The basic gist is to have the lexer parse just enough to be able to see the associativity and precedence of operator declarations. Once this is done, it keeps a small symbol table with the declared operators. If a declared operator is seen in an expression, it will insert the precedence and associativity with it and emit the token.
The parser will then declare a limited set of fixities (4 for each associativity in this gist) and use it to correctly parse each operator.
This approach has a lot of downsides and it isn't really worth it.
- The lexer needs to do a bit of parsing to figure out the declarations. The lexer ideally shouldn't need to know about such syntactic information.
- The lexer needs to remember a symbol table, which is not ideal.
- Fixity declarations need to appear before they are used in expressions (the other approach allows them to appear anywhere, even after their first usage).
- Some grammar code needs to be duplicated in the parser: adding three rules for each precedence level. This makes the grammar more complex.
- The quantity of supported precedences is static and limited by how much the user is willing to copy-and-paste.
- Performance might be worse than the other approach, as there are more parser states and extra overhead in the lexer, but I haven't really benchmarked the code to confirm that this is the case.
There are only two advantages I could think of:
- The parser is the one responsible for correctly balancing the tree.
- There's no need to write extra code outside of the parsing system, since the tree is already built correctly.
The code was inspired by GHC's source code, found in ghc/Expr.hs, ghc/HsType.hs, and ghc/Fixity.hs.

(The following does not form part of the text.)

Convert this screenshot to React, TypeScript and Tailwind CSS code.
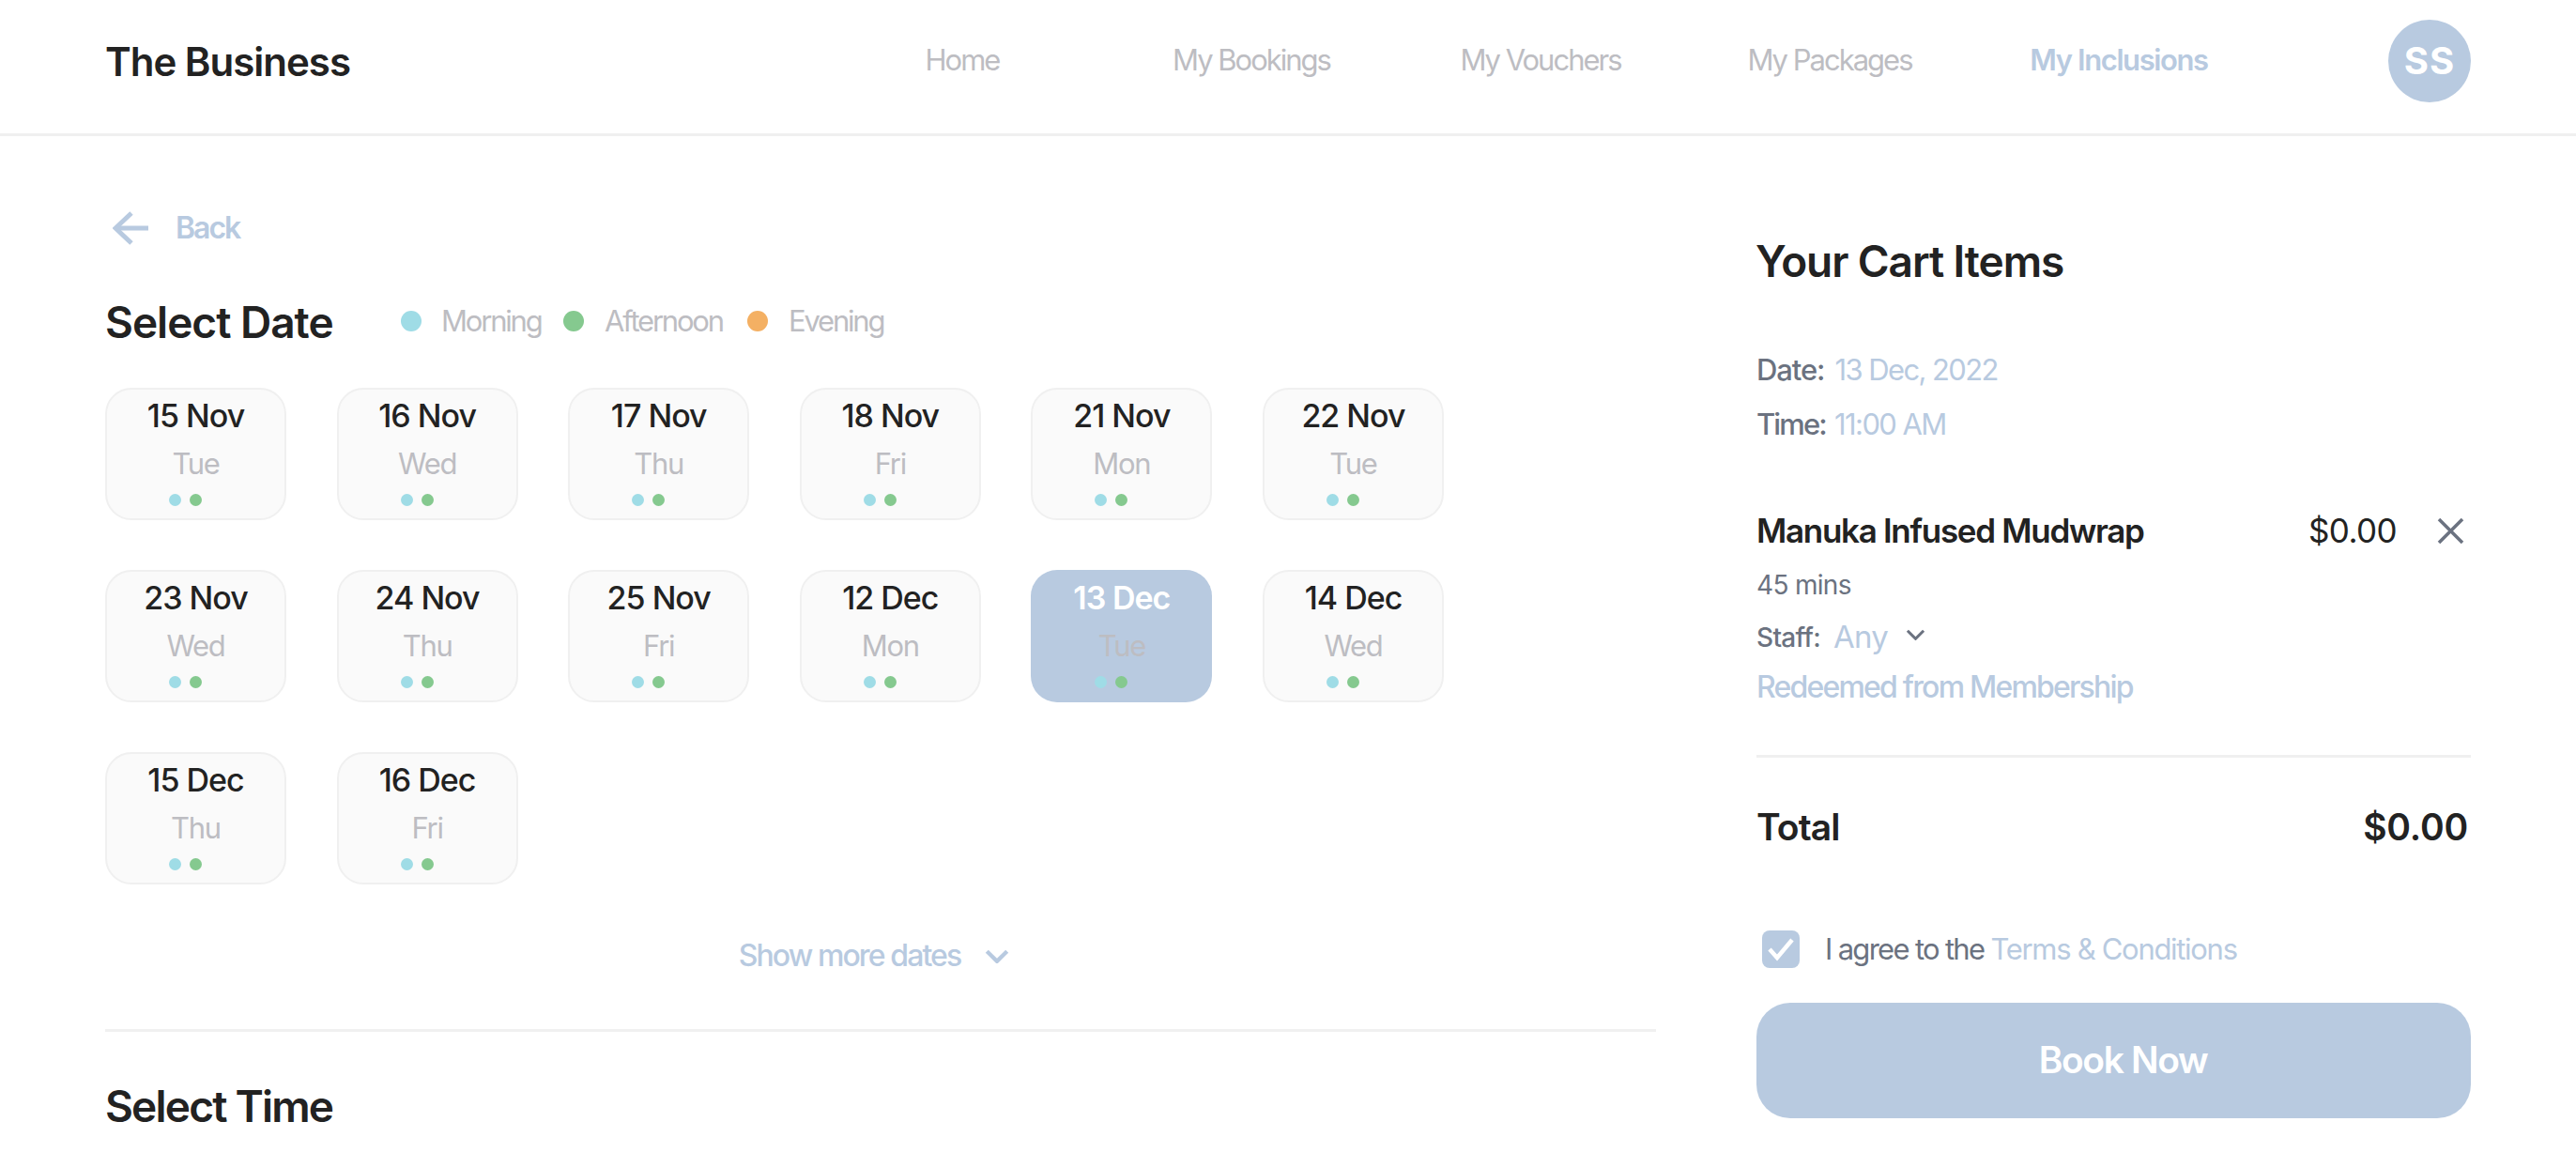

This code makes the assumption that the parse tree is always right-balanced (but always left-balanced will work as well with a few trivial changes).

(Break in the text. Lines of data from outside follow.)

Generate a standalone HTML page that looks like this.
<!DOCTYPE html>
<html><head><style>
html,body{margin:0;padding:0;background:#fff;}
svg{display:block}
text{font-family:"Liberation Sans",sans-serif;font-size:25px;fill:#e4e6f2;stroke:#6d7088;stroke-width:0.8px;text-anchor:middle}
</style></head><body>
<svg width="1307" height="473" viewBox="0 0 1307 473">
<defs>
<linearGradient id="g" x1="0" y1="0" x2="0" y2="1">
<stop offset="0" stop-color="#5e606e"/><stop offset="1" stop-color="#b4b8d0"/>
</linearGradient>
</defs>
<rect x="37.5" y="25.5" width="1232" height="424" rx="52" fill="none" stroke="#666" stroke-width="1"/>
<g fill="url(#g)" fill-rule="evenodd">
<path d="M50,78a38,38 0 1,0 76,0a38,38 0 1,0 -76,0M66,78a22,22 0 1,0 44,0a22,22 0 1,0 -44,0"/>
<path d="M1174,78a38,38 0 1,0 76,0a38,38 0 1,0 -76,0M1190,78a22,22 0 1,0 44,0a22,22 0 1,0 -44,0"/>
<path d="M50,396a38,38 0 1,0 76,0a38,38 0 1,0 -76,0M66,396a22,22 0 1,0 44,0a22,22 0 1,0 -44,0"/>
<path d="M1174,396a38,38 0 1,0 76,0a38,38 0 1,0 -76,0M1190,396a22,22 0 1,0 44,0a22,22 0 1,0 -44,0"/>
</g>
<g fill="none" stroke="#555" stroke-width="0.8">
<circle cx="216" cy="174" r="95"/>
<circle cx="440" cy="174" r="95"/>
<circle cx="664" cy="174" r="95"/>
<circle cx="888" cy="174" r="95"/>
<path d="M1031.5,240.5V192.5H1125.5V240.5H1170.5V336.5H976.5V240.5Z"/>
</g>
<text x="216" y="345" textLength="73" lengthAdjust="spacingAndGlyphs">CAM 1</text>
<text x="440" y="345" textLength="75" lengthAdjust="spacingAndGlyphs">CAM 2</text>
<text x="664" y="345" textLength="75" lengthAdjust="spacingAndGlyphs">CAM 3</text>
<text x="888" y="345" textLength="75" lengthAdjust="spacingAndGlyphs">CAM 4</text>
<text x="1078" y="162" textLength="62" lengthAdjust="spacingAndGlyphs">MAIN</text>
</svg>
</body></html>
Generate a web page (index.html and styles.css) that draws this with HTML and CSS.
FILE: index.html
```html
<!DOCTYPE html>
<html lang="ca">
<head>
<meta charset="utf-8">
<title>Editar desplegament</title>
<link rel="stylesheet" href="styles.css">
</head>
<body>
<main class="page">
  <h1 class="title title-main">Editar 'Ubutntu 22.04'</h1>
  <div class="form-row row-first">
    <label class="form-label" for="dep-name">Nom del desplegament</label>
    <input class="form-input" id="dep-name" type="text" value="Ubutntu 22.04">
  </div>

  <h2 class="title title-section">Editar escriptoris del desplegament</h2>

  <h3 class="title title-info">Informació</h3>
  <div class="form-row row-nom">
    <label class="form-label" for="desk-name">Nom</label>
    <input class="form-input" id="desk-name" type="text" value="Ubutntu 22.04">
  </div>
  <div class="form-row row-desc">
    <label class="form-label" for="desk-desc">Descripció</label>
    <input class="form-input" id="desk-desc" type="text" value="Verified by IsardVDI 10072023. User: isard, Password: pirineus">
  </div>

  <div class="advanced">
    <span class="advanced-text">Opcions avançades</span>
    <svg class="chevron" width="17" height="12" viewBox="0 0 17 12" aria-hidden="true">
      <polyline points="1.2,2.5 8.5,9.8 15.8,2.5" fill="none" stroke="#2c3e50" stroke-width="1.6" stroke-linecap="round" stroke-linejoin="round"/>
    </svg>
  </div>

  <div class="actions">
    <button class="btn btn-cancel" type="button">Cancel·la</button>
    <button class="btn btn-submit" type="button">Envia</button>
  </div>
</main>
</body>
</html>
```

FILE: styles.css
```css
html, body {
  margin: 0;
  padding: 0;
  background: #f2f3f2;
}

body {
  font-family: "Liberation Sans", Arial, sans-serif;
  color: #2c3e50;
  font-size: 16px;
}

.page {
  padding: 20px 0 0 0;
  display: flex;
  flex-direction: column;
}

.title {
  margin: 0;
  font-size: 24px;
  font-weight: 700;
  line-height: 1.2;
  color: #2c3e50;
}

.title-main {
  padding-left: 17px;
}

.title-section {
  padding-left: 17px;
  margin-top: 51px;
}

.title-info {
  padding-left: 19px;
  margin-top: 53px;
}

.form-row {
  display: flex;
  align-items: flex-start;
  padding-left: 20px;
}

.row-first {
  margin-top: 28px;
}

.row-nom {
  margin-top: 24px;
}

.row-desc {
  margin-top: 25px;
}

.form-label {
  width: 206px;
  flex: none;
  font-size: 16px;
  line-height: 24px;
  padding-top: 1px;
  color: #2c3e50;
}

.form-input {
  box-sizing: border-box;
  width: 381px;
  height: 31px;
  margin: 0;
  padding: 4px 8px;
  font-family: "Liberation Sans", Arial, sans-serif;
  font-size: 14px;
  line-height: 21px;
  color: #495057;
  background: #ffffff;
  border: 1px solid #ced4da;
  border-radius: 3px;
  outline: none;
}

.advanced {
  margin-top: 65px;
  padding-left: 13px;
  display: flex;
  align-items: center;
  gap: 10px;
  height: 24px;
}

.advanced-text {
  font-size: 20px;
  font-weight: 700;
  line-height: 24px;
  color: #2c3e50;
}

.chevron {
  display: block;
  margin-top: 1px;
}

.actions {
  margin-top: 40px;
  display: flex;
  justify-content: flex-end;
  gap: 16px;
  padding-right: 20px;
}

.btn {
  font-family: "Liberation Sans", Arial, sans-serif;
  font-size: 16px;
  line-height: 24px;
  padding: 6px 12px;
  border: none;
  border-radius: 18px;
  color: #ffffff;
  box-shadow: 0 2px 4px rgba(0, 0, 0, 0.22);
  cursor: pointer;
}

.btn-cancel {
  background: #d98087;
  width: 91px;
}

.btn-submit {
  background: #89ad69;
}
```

There is nothing special in the lexer for this code, so it's pretty simple and does only the basic.
For the parser, we use %right operator
to always keep the tree in its rightmost derivation initially, no matter the associativity or precedence of the operators.
The magic happens in Rotation.hs
, where the rotate
function will balance the tree accordingly to each operator.

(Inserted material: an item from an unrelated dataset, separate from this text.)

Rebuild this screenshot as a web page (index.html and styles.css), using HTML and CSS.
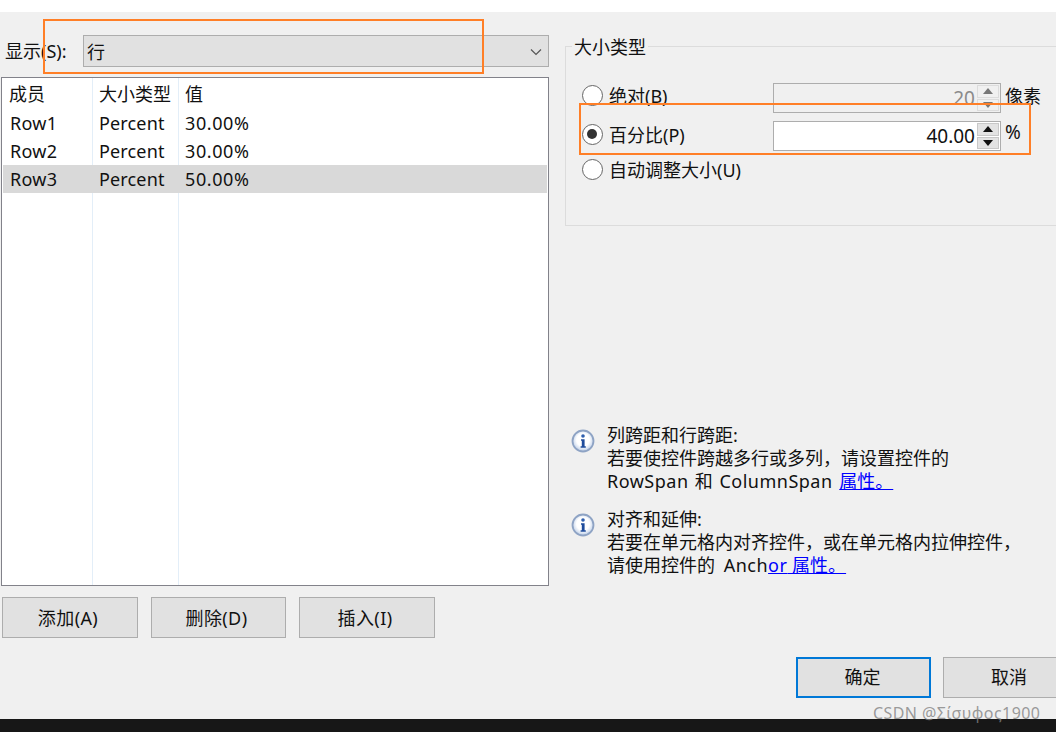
FILE: index.html
```html
<!DOCTYPE html>
<html lang="zh-CN">
<head>
<meta charset="utf-8">
<title>行和列样式</title>
<link rel="stylesheet" href="styles.css">
</head>
<body>
<div class="screen">
  <div class="top-strip"></div>
  <div class="dialog">
    <div class="left">
      <div class="show-row">
        <span class="show-label">显示(S):</span>
        <div class="combo">
          <span>行</span>
          <svg class="chevron" width="12" height="8" viewBox="0 0 12 8"><path d="M1 1.5 6 6.5 11 1.5" fill="none" stroke="#555" stroke-width="1.2"/></svg>
        </div>
      </div>
      <div class="list">
        <div class="list-row list-head"><span class="c1">成员</span><span class="c2">大小类型</span><span class="c3">值</span></div>
        <div class="list-row latin"><span class="c1">Row1</span><span class="c2">Percent</span><span class="c3">30.00%</span></div>
        <div class="list-row latin"><span class="c1">Row2</span><span class="c2">Percent</span><span class="c3">30.00%</span></div>
        <div class="list-row latin selected"><span class="c1">Row3</span><span class="c2">Percent</span><span class="c3">50.00%</span></div>
        <div class="list-fill"><span class="c1"></span><span class="c2"></span><span class="c3"></span></div>
      </div>
      <div class="actions">
        <button class="btn btn-add">添加(A)</button>
        <button class="btn btn-del">删除(D)</button>
        <button class="btn btn-ins">插入(I)</button>
      </div>
    </div>
    <div class="right">
      <fieldset class="group">
        <legend>大小类型</legend>
        <div class="opt opt-first">
          <span class="radio"></span><span class="opt-label">绝对(B)</span>
          <div class="spin disabled">
            <span class="spin-value">20</span>
            <span class="spin-btns"><span class="spin-btn"><i class="up"></i></span><span class="spin-btn"><i class="down"></i></span></span>
          </div>
          <span class="unit">像素</span>
        </div>
        <div class="opt">
          <span class="radio checked"></span><span class="opt-label">百分比(P)</span>
          <div class="spin">
            <span class="spin-value">40.00</span>
            <span class="spin-btns"><span class="spin-btn"><i class="up"></i></span><span class="spin-btn"><i class="down"></i></span></span>
          </div>
          <span class="unit unit-pct">%</span>
        </div>
        <div class="opt opt-last">
          <span class="radio"></span><span class="opt-label">自动调整大小(U)</span>
        </div>
      </fieldset>
      <div class="info info-first">
        <svg class="info-icon" width="24" height="24" viewBox="0 0 24 24"><defs><radialGradient id="ig" cx="50%" cy="45%" r="55%"><stop offset="55%" stop-color="#fff"/><stop offset="100%" stop-color="#b9cbe6"/></radialGradient></defs><circle cx="12" cy="12" r="10.5" fill="url(#ig)" stroke="#8ea3c4" stroke-width="1.8"/><circle cx="12" cy="7" r="1.8" fill="#2f5fae"/><path d="M10 10.2h3.6v7h1.2v1.6H9.6v-1.6h1.2v-5.4H10z" fill="#1f4c9c"/></svg>
        <p>列跨距和行跨距:<br>若要使控件跨越多行或多列，请设置控件的<br><span class="wide">RowSpan 和 ColumnSpan</span> <a class="link-gap" href="#">属性。</a></p>
      </div>
      <div class="info info-second">
        <svg class="info-icon" width="24" height="24" viewBox="0 0 24 24"><circle cx="12" cy="12" r="10.5" fill="url(#ig)" stroke="#8ea3c4" stroke-width="1.8"/><circle cx="12" cy="7" r="1.8" fill="#2f5fae"/><path d="M10 10.2h3.6v7h1.2v1.6H9.6v-1.6h1.2v-5.4H10z" fill="#1f4c9c"/></svg>
        <p>对齐和延伸:<br>若要在单元格内对齐控件，或在单元格内拉伸控件，<br>请使用控件的 <span class="wide anch">Anch</span><a href="#"><span class="wide">or</span> 属性。</a></p>
      </div>
      <div class="confirm">
        <button class="btn btn-ok">确定</button>
        <button class="btn btn-cancel">取消</button>
      </div>
    </div>
  </div>
  <div class="bottom-bar"></div>
  <div class="mark mark-combo"></div>
  <div class="mark mark-percent"></div>
  <div class="watermark">CSDN @Σίσυφος1900</div>
</div>
</body>
</html>
```
FILE: styles.css
```css
* { box-sizing: border-box; }
html, body { margin: 0; padding: 0; }
body { font-family: "Noto Sans", "Noto Sans CJK SC", sans-serif; font-size: 18px; color: #111; background: #fff; }
.screen { position: relative; width: 1056px; height: 732px; overflow: hidden; display: flex; flex-direction: column; }
.top-strip { height: 12px; background: #fff; flex: none; }
.dialog { flex: 1; background: #f0f0f0; display: flex; min-height: 0; }
.bottom-bar { height: 13px; background: #171717; flex: none; }

.left { width: 550px; flex: none; padding: 23px 0 0 1px; }
.show-row { display: flex; align-items: center; height: 32px; }
.show-label { width: 82px; padding-left: 4px; flex: none; line-height: 32px; }
.combo { width: 466px; height: 32px; background: #e1e1e1; border: 1px solid #adadad; display: flex; align-items: center; justify-content: space-between; padding: 0 6px 0 3px; }
.chevron { margin-top: 1px; }

.list { width: 548px; height: 509px; margin-top: 10px; background: #fff; border: 1px solid #82828a; padding: 0 1px; display: flex; flex-direction: column; }
.list-row { display: flex; height: 28px; line-height: 28px; flex: none; }
.list-head { height: 31px; line-height: 33px; }
.selected { background: #d9d9d9; }
.c1, .c2, .c3 { display: block; }
.c1 { width: 90px; padding-left: 6px; border-right: 1px solid #e3eef8; }
.c2 { width: 86px; padding-left: 6px; border-right: 1px solid #e3eef8; }
.c3 { padding-left: 6px; }
.latin .c1 { padding-left: 7px; letter-spacing: 0.3px; }
.latin .c2 { letter-spacing: 0.15px; }
.latin .c3 { letter-spacing: 0.6px; }
.selected .c1, .selected .c2 { border-right-color: #d9d9d9; }
.list-fill { flex: 1; display: flex; }

.actions { display: flex; margin: 11px 0 0 1px; }
.btn { font: inherit; color: #111; background: #e1e1e1; border: 1px solid #adadad; padding: 0 0 2px; height: 41px; flex: none; }
.actions .btn { letter-spacing: 0.4px; padding-right: 4px; }
.btn-add { width: 136px; margin-right: 13px; }
.btn-del { width: 135px; margin-right: 13px; }
.btn-ins { width: 136px; }

.right { flex: none; width: 510px; margin-left: 15px; display: flex; flex-direction: column; }
.group { margin: 23px 0 0; padding: 0 0 0 16px; height: 191px; border: 1px solid #dcdcdc; }
.group legend { margin-left: -10px; padding: 2px 2px 0; line-height: 20px; font-size: 18px; }
.opt { display: flex; align-items: center; height: 30px; margin-top: 8px; }
.opt-first { margin-top: 24px; }
.opt-first .radio, .opt-first .opt-label { margin-top: -2px; }
.opt-last { margin-top: 5px; }
.radio { position: relative; width: 21px; height: 21px; border: 1.5px solid #666; border-radius: 50%; background: #fff; flex: none; }
.radio.checked::after { content: ""; position: absolute; left: 4px; top: 4px; width: 10px; height: 10px; border-radius: 50%; background: #333; }
.opt-label { margin-left: 6px; width: 164px; flex: none; white-space: nowrap; }
.spin { width: 228px; height: 30px; margin-top: 4px; background: #fff; border: 1px solid #adadad; display: flex; flex: none; padding: 1px; font-size: 19px; }
.spin.disabled { background: #f0f0f0; color: #8a8a8a; }
.spin-value { flex: 1; text-align: right; padding-right: 2px; line-height: 27px; }
.spin-btns { width: 22px; display: flex; flex-direction: column; gap: 1px; }
.spin-btn { flex: 1; background: #e3e3e3; border: 1px solid #c8c8c8; display: flex; align-items: center; justify-content: center; }
.up { border: 5px solid transparent; border-top: 0; border-bottom: 6px solid #111; }
.down { border: 5px solid transparent; border-bottom: 0; border-top: 6px solid #111; }
.disabled .spin-btn { background: #f0f0f0; border-color: #dcdcdc; }
.disabled .up { border-bottom-color: #777; }
.disabled .down { border-top-color: #777; }
.unit { margin-left: 4px; white-space: nowrap; line-height: 24px; }
.unit-pct { margin-top: -5px; font-size: 19px; }

.info { display: flex; }
.info-first { margin-top: 198px; }
.info-second { margin-top: 15px; }
.info-icon { flex: none; margin: 5px 0 0 6px; }
.info p { margin: 0 0 0 12px; line-height: 23px; white-space: nowrap; }
.wide { letter-spacing: 0.5px; word-spacing: 1px; }
.anch { margin-left: 4px; }
.link-gap { margin-left: 2px; }
a { color: #0000ff; text-decoration: underline; }

.confirm { display: flex; margin: 80px 0 0 231px; }
.confirm .btn { padding-bottom: 4px; }
.btn-ok { width: 135px; margin-right: 12px; border: 2px solid #0078d7; padding-right: 2px; }
.btn-cancel { width: 132px; }

.mark { position: absolute; border: 2px solid #ff7f27; }
.mark-combo { left: 43px; top: 19px; width: 441px; height: 55px; }
.mark-percent { left: 579px; top: 103px; width: 452px; height: 52px; }
.watermark { position: absolute; left: 873px; top: 703px; font-size: 16px; line-height: 20px; color: rgba(130, 130, 130, 0.8); letter-spacing: 0.4px; white-space: nowrap; }
```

The gist is to visit each node in the tree recursively, and perform the rotation of the nodes from the innermost (rightmost) node going outwards.
This is done by visiting each Expression
node in the tree and perfoming the rotation on them.
In the case of two nested infix expressions, check whether any rotation is needed at all and act appropriately.
For a case like 1 * 2 + 3 (assuming both operators are left-associative, and * binds tighter than +), the parser will output the equivalent of 1 * (2 + 3). Since * has a greater precedence than +, it needs to be rotated. This causes the parenthesis to be swapped, resulting in (1 * 2) + 3. Had the expression been 1 + 2 * 3 instead, we'd find the opposite situation, and the tree would need no balancing.
Operators that have the same precedence but different associativities (or at least one of them is non-associative) can't be mixed together and will cause an error instead.
Compared to the "Dynamic" approach, this is overall easier to maintain, supports a dynamic amount of precedence levels, and results in much simpler and smaller lexer and paser codes.
For more information, check the code for Rotation.hs
, it should hopefully be documented enough and the code simple to comprehend.
This gist demonstrates how to declare operators with custom precedences and associativities in a similar manner that is supported by Haskell. Overall, the "Rotation" approach is simpler, smaller, and more maintainable than the "Dynamic" approach described here, and so I recommend to prefer it. This is the approach used by GHC itself as well. Both were made as proof of concepts inspired by the Stack Overflow answer linked above, and a way to compare both approaches.
Hopefully, if you've found this gist in a struggle and read everything so far, it will help you with you Alex and Happy needs.